Excel(エクセル)の正式名称は、「Microsoft Office Excel」と言います。2007年6月現在の最新バージョンは「Excel 2007」です。ところがこの「Excel 2007」は、Windows XPで使えるスクリーンリーダーのPC-Talker XPやXP-Reader Ver6では、うまく使えません。また、Excel 2007からはメニューバーの構造が大幅に変わっていて、慣れないとこれも使いにくくなっています。そこで、今回の「Excel講座」は「Excel 2003」を使用します。Excel 2000,2002,2003は大体同じ操作で出来ますが、ダイアログのメニュー項目などが少し違う事も有ります。Excel 2000をお使いの方も多くおられると思いますので、大きく違う所はExcel 2000の操作方法も付け加えたいと思っています。

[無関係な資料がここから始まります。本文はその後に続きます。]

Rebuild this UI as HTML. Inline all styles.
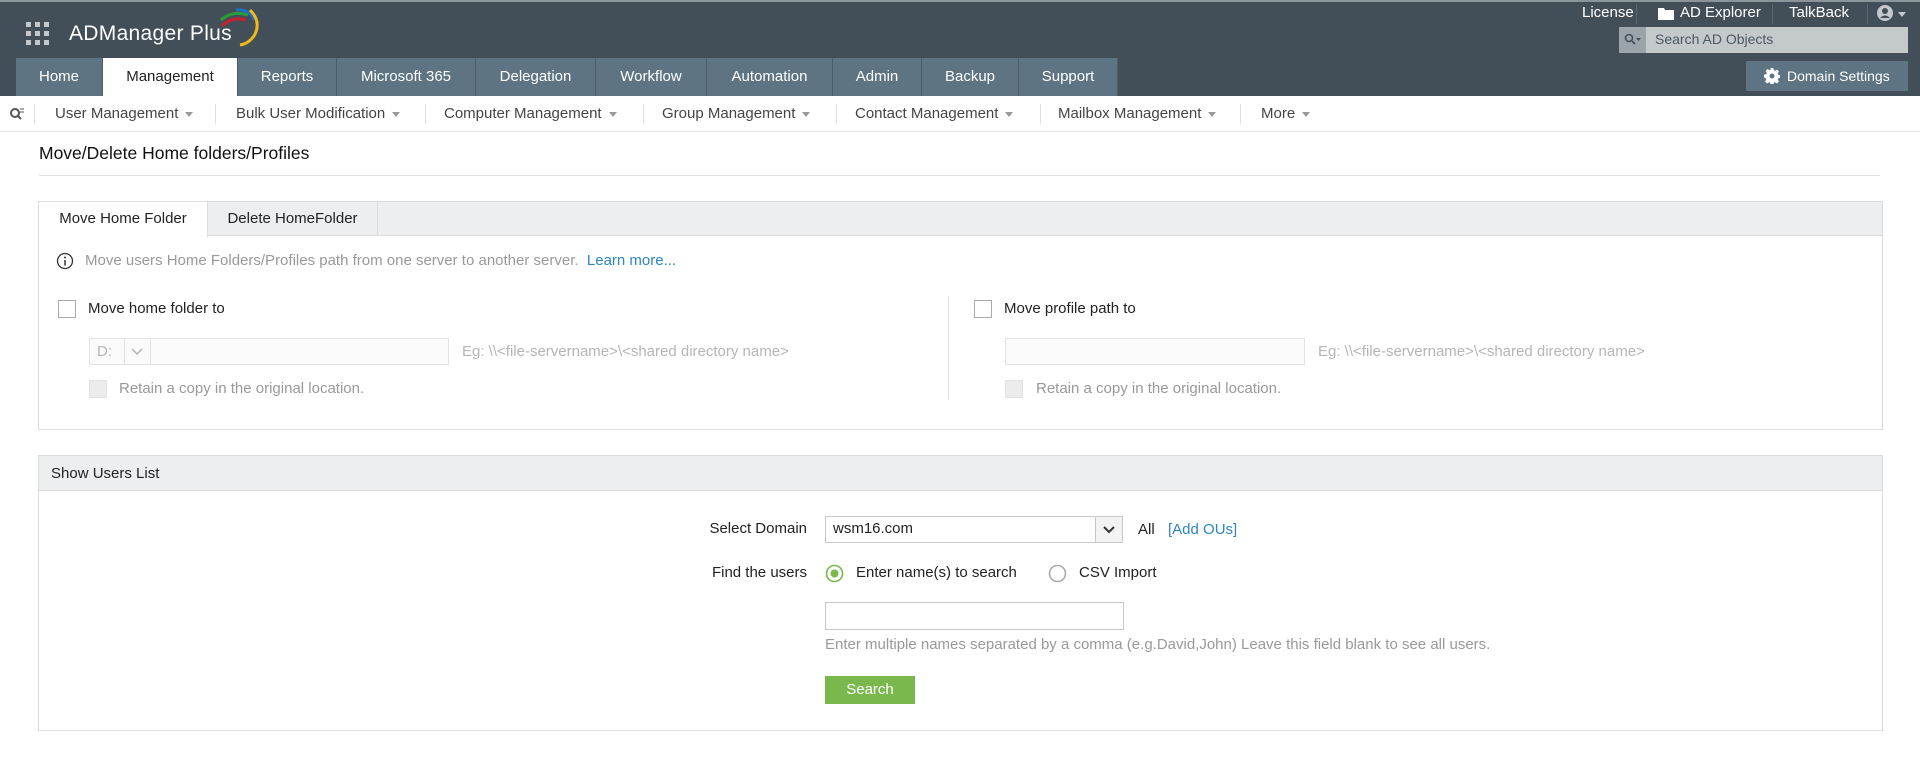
<!DOCTYPE html>
<html><head><meta charset="utf-8"><style>
*{box-sizing:border-box;margin:0;padding:0}
body{width:1920px;height:764px;background:#fff;font-family:"Liberation Sans",sans-serif;font-size:15px;color:#222;position:relative;overflow:hidden}
.a{position:absolute;white-space:nowrap}
#hdr{position:absolute;left:0;top:0;width:1920px;height:96px;background:#434f58;border-top:2px solid #8a949b}
.tab{position:absolute;top:58px;height:38px;background:#5e7482;color:#fff;text-align:center;line-height:38px;font-size:15px;border-right:1px solid #4c5d68}
.tab.on{background:#fff;color:#222}
.sub{position:absolute;top:96px;left:0;width:1920px;height:36px;border-bottom:1px solid #e3e6e8;background:#fff}
.sub span{position:absolute;top:9px;color:#444;font-size:15px}
.sub i{position:absolute;top:8px;width:1px;height:20px;background:#e0e0e0}
.car{display:inline-block;width:0;height:0;border-left:4px solid transparent;border-right:4px solid transparent;border-top:5px solid #999;margin-left:7px;vertical-align:middle}
.cb{position:absolute;width:18px;height:18px;border:1px solid #aaa;background:#fff}
.cbd{position:absolute;width:18px;height:18px;background:#ececec;border:1px solid #e2e2e2}
.gray{color:#b5b5b5}
</style></head><body>
<div id="hdr"></div>
<svg class="a" style="left:26px;top:22px" width="24" height="24"><g fill="#c3c8cc">
<rect x="0" y="0" width="5" height="5"/><rect x="9" y="0" width="5" height="5"/><rect x="18" y="0" width="5" height="5"/>
<rect x="0" y="9" width="5" height="5"/><rect x="9" y="9" width="5" height="5"/><rect x="18" y="9" width="5" height="5"/>
<rect x="0" y="18" width="5" height="5"/><rect x="9" y="18" width="5" height="5"/><rect x="18" y="18" width="5" height="5"/></g></svg>
<div class="a" style="left:69px;top:22px;font-size:21px;color:#fff;letter-spacing:0.3px">ADManager Plus</div>
<svg class="a" style="left:218px;top:6px" width="44" height="42"><path d="M4 20 Q14 10 28 14" stroke="#c8202f" stroke-width="3" fill="none"/><path d="M3 14 Q14 4 30 9" stroke="#2a9a3a" stroke-width="3" fill="none"/><path d="M18 4 Q32 3 36 14" stroke="#1d6fc2" stroke-width="3" fill="none"/><path d="M32 4 Q44 16 36 30 Q30 38 22 39" stroke="#f0b81a" stroke-width="3" fill="none"/></svg>
<div class="tab" style="left:16px;width:87px">Home</div>
<div class="tab on" style="left:103px;width:135px">Management</div>
<div class="tab" style="left:238px;width:99px">Reports</div>
<div class="tab" style="left:337px;width:139px">Microsoft 365</div>
<div class="tab" style="left:476px;width:120px">Delegation</div>
<div class="tab" style="left:596px;width:111px">Workflow</div>
<div class="tab" style="left:707px;width:126px">Automation</div>
<div class="tab" style="left:833px;width:89px">Admin</div>
<div class="tab" style="left:922px;width:97px">Backup</div>
<div class="tab" style="left:1019px;width:99px">Support</div>
<div class="a" style="left:1582px;top:4px;color:#fff;font-size:15px">License</div>
<div class="a" style="left:1636px;top:4px;width:1px;height:20px;background:#5a6770"></div>
<svg class="a" style="left:1658px;top:7px" width="16" height="13"><path d="M0 1h6l1 2h9v10H0z" fill="#fff"/></svg>
<div class="a" style="left:1680px;top:4px;color:#fff;font-size:15px">AD Explorer</div>
<div class="a" style="left:1772px;top:4px;width:1px;height:20px;background:#5a6770"></div>
<div class="a" style="left:1789px;top:4px;color:#fff;font-size:15px">TalkBack</div>
<div class="a" style="left:1867px;top:4px;width:1px;height:20px;background:#5a6770"></div>
<svg class="a" style="left:1877px;top:5px" width="36" height="18"><circle cx="8" cy="8" r="8" fill="#c3c8cc"/><circle cx="8" cy="6" r="3" fill="#434f58"/><path d="M3 13 Q8 8 13 13" fill="#434f58"/><path d="M21 7h8l-4 5z" fill="#c3c8cc"/></svg>
<div class="a" style="left:1619px;top:27px;width:289px;height:26px;background:#c4c9cc"></div>
<div class="a" style="left:1619px;top:27px;width:27px;height:26px;background:#9ba4aa"></div>
<svg class="a" style="left:1624px;top:33px" width="18" height="14"><circle cx="5" cy="5" r="3.5" stroke="#434f58" stroke-width="1.6" fill="none"/><path d="M8 8l3 3" stroke="#434f58" stroke-width="1.8"/><path d="M12 5h5l-2.5 3z" fill="#434f58"/></svg>
<div class="a" style="left:1655px;top:31px;color:#4c5860;font-size:14px">Search AD Objects</div>
<div class="a" style="left:1746px;top:61px;width:162px;height:30px;background:#5e7482"></div>
<svg class="a" style="left:1764px;top:68px" width="16" height="16" viewBox="0 0 16 16"><path fill="#fff" d="M6.6 0h2.8l.4 2.2 1.3.6 1.9-1.3 2 2-1.3 1.9.6 1.3 2.2.4v2.8l-2.2.4-.6 1.3 1.3 1.9-2 2-1.9-1.3-1.3.6-.4 2.2H6.6l-.4-2.2-1.3-.6-1.9 1.3-2-2 1.3-1.9-.6-1.3L0 9.4V6.6l2.2-.4.6-1.3-1.3-1.9 2-2 1.9 1.3 1.3-.6z"/><circle cx="8" cy="8" r="2.5" fill="#5e7482"/></svg>
<div class="a" style="left:1787px;top:68px;color:#fff;font-size:14px">Domain Settings</div>

<div class="sub">
<svg style="position:absolute;left:9px;top:11px" width="16" height="14"><circle cx="6" cy="6" r="4" stroke="#555" stroke-width="2" fill="none"/><path d="M9 9l3 3" stroke="#555" stroke-width="2"/><path d="M11 2h4M11 5h4" stroke="#555" stroke-width="1"/></svg>
<i style="left:34px"></i><span style="left:55px">User Management<b class="car"></b></span>
<i style="left:215px"></i><span style="left:236px">Bulk User Modification<b class="car"></b></span>
<i style="left:425px"></i><span style="left:444px">Computer Management<b class="car"></b></span>
<i style="left:643px"></i><span style="left:662px">Group Management<b class="car"></b></span>
<i style="left:836px"></i><span style="left:855px">Contact Management<b class="car"></b></span>
<i style="left:1040px"></i><span style="left:1058px">Mailbox Management<b class="car"></b></span>
<i style="left:1240px"></i><span style="left:1261px">More<b class="car"></b></span>
</div>

<div class="a" style="left:39px;top:143px;font-size:17.5px;color:#111">Move/Delete Home folders/Profiles</div>
<div class="a" style="left:39px;top:175px;width:1841px;height:1px;background:#e2e2e2"></div>

<div class="a" style="left:38px;top:201px;width:1845px;height:229px;border:1px solid #dcdcdc"></div>
<div class="a" style="left:39px;top:202px;width:1843px;height:34px;background:#eceeef;border-bottom:1px solid #dcdcdc"></div>
<div class="a" style="left:39px;top:202px;width:169px;height:35px;background:#fff;border-right:1px solid #dcdcdc;text-align:center;line-height:34px;font-size:15px">Move Home Folder</div>
<div class="a" style="left:208px;top:202px;width:170px;height:34px;border-right:1px solid #dcdcdc;text-align:center;line-height:34px;font-size:15px">Delete HomeFolder</div>
<svg class="a" style="left:56px;top:252px" width="18" height="18"><circle cx="9" cy="9" r="7.5" stroke="#333" stroke-width="1.3" fill="none"/><circle cx="9" cy="5.5" r="1" fill="#333"/><path d="M9 8v5.5" stroke="#333" stroke-width="1.5"/></svg>
<div class="a" style="left:85px;top:252px;font-size:15px;color:#999">Move users Home Folders/Profiles path from one server to another server. &nbsp;<span style="color:#2e86c1">Learn more...</span></div>

<div class="cb" style="left:58px;top:300px"></div>
<div class="a" style="left:88px;top:300px;font-size:15px">Move home folder to</div>
<div class="a" style="left:89px;top:338px;width:360px;height:27px;border:1px solid #e3e3e3;background:#fafafa"></div>
<div class="a" style="left:124px;top:339px;width:1px;height:25px;background:#e3e3e3"></div>
<div class="a" style="left:150px;top:339px;width:1px;height:25px;background:#e3e3e3"></div>
<div class="a gray" style="left:97px;top:343px;font-size:15px">D:</div>
<svg class="a" style="left:131px;top:348px" width="12" height="8"><path d="M1 1l5 5 5-5" stroke="#bbb" stroke-width="1.6" fill="none"/></svg>
<div class="a gray" style="left:462px;top:343px;font-size:15px">Eg: \\&lt;file-servername&gt;\&lt;shared directory name&gt;</div>
<div class="cbd" style="left:89px;top:380px"></div>
<div class="a" style="left:119px;top:380px;font-size:15px;color:#999">Retain a copy in the original location.</div>

<div class="a" style="left:948px;top:296px;width:1px;height:104px;background:#e3e3e3"></div>
<div class="cb" style="left:974px;top:300px"></div>
<div class="a" style="left:1004px;top:300px;font-size:15px">Move profile path to</div>
<div class="a" style="left:1005px;top:338px;width:300px;height:27px;border:1px solid #e3e3e3;background:#fafafa"></div>
<div class="a gray" style="left:1318px;top:343px;font-size:15px">Eg: \\&lt;file-servername&gt;\&lt;shared directory name&gt;</div>
<div class="cbd" style="left:1005px;top:380px"></div>
<div class="a" style="left:1036px;top:380px;font-size:15px;color:#999">Retain a copy in the original location.</div>

<div class="a" style="left:38px;top:455px;width:1845px;height:276px;border:1px solid #dcdcdc"></div>
<div class="a" style="left:39px;top:456px;width:1843px;height:35px;background:#eceeef;border-bottom:1px solid #dcdcdc"></div>
<div class="a" style="left:51px;top:465px;font-size:15px">Show Users List</div>

<div class="a" style="left:600px;top:520px;width:207px;text-align:right;font-size:15px">Select Domain</div>
<div class="a" style="left:825px;top:516px;width:298px;height:27px;border:1px solid #c8c8c8;background:#fff"></div>
<div class="a" style="left:1095px;top:517px;width:27px;height:25px;background:#f3f3f3;border-left:1px solid #c8c8c8"></div>
<svg class="a" style="left:1103px;top:526px" width="12" height="8"><path d="M1 1l5 5 5-5" stroke="#333" stroke-width="2" fill="none"/></svg>
<div class="a" style="left:833px;top:520px;font-size:15px">wsm16.com</div>
<div class="a" style="left:1138px;top:521px;font-size:15px">All</div>
<div class="a" style="left:1168px;top:521px;font-size:15px;color:#2e86c1">[Add OUs]</div>

<div class="a" style="left:600px;top:564px;width:207px;text-align:right;font-size:15px">Find the users</div>
<svg class="a" style="left:825px;top:564px" width="19" height="19"><circle cx="9.5" cy="9.5" r="8" stroke="#7ab84e" stroke-width="1.6" fill="#fff"/><circle cx="9.5" cy="9.5" r="4" fill="#7ab84e"/></svg>
<div class="a" style="left:856px;top:564px;font-size:15px">Enter name(s) to search</div>
<svg class="a" style="left:1048px;top:564px" width="19" height="19"><circle cx="9.5" cy="9.5" r="8" stroke="#aaa" stroke-width="1.6" fill="#fff"/></svg>
<div class="a" style="left:1079px;top:564px;font-size:15px">CSV Import</div>
<div class="a" style="left:825px;top:602px;width:299px;height:28px;border:1px solid #c8c8c8"></div>
<div class="a" style="left:825px;top:636px;font-size:15px;color:#999">Enter multiple names separated by a comma (e.g.David,John) Leave this field blank to see all users.</div>
<div class="a" style="left:825px;top:676px;width:90px;height:28px;background:#7ab84e;color:#fff;text-align:center;line-height:28px;font-size:15px">Search</div>
</body></html>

これからの「Excel講座」の中で、「Excel」と言うのは「Excel 2003」の事だと思ってください。なお、この講座を書くに当たって、私が使用するスクリーンリーダーは「XP-Reader Ver6」です。

さて、「Excel」とはどんなソフトなのでしょうか。ソフトの種類には、「ワープロソフト」、「エディタ」、「メーラー」、「ブラウザ」…など沢山ありますが、Excelは「表計算ソフト」と言う種類のソフトです。この「表計算ソフト」とは、表の中に書かれた数字の縦横の集計などを、簡単に行なう事を目的にしたソフトです。ところが、現在のExcelは、どんどんと色々な機能が追加されて行き、「簡易データベース」の機能も備えています。このため、多くの企業のオフィスなどで盛んに使われているのです。

では、具体的にExcelではどんなことが出来るのでしょうか。普通のソフト、例えばエディタなどは文章を書くだけのソフトです。ですから、使用方法を覚えればそれでよかったのです。ところが、Excelは色々な形に変化します。ですから、どのように使うかは、使う人がそれぞれ考えてアイディアを出さないとなりません。

このような説明では、よく分からないと思いますので、具体的な例を思いつくままに上げておきます。「簡易金銭出納帳」、「お小遣い帳」、「プロ野球の順位表」、「住所録」、「治療院の患者名簿」、「簡易カルテ」、「成績表」、「CDリスト」、「カレンダー」、「日記帳」、「スケジュール表」、「見積書」、「納品書」、「領収書」、「売り上げ表」、「備品リスト」…、きりがありませんね。同じ「住所録」でも、作る人によって単に住所を整理した物から、はがきや、ラベルに印刷が出来るようにした物など、アイディアによって色々と出来ます。これからExcelの操作を勉強して、自分のアイディアを駆使して、Excelを色々な物に変化させて使ってください。Excelは、単純に使うだけのソフトではなく、考えて使うソフトです。とても楽しいソフトです。

これからの、講座の進め方を書いておきます。
「Excel講座・基礎編」ではExcelの基本操作を書きます。
「Excel講座・実用編」、こちらが講座のメインになると思われます。実際に、「お小遣い帳」、「住所録」などと言った具体的な例を挙げて操作を書いてゆきます。
「Excel講座・印刷編」、Excelの印刷の設定方法を書きます。
「Excel講座・マクロ編」、Excelにはマクロと呼ばれる、様々な操作を一括して処理ができるプログラムを作る機能が有ります。この作り方を知っておくと、Excelがさらに強力なソフトになります。でも、少し難しいので基本だけを書いておきます。本格的に勉強したい方は別メニューにします。

視覚障害者もスクリーンリーダーで、このExcelが一部の機能を除いて使えます。この多機能なソフトが使えるようになることにより、就労の支援になることをも願っております。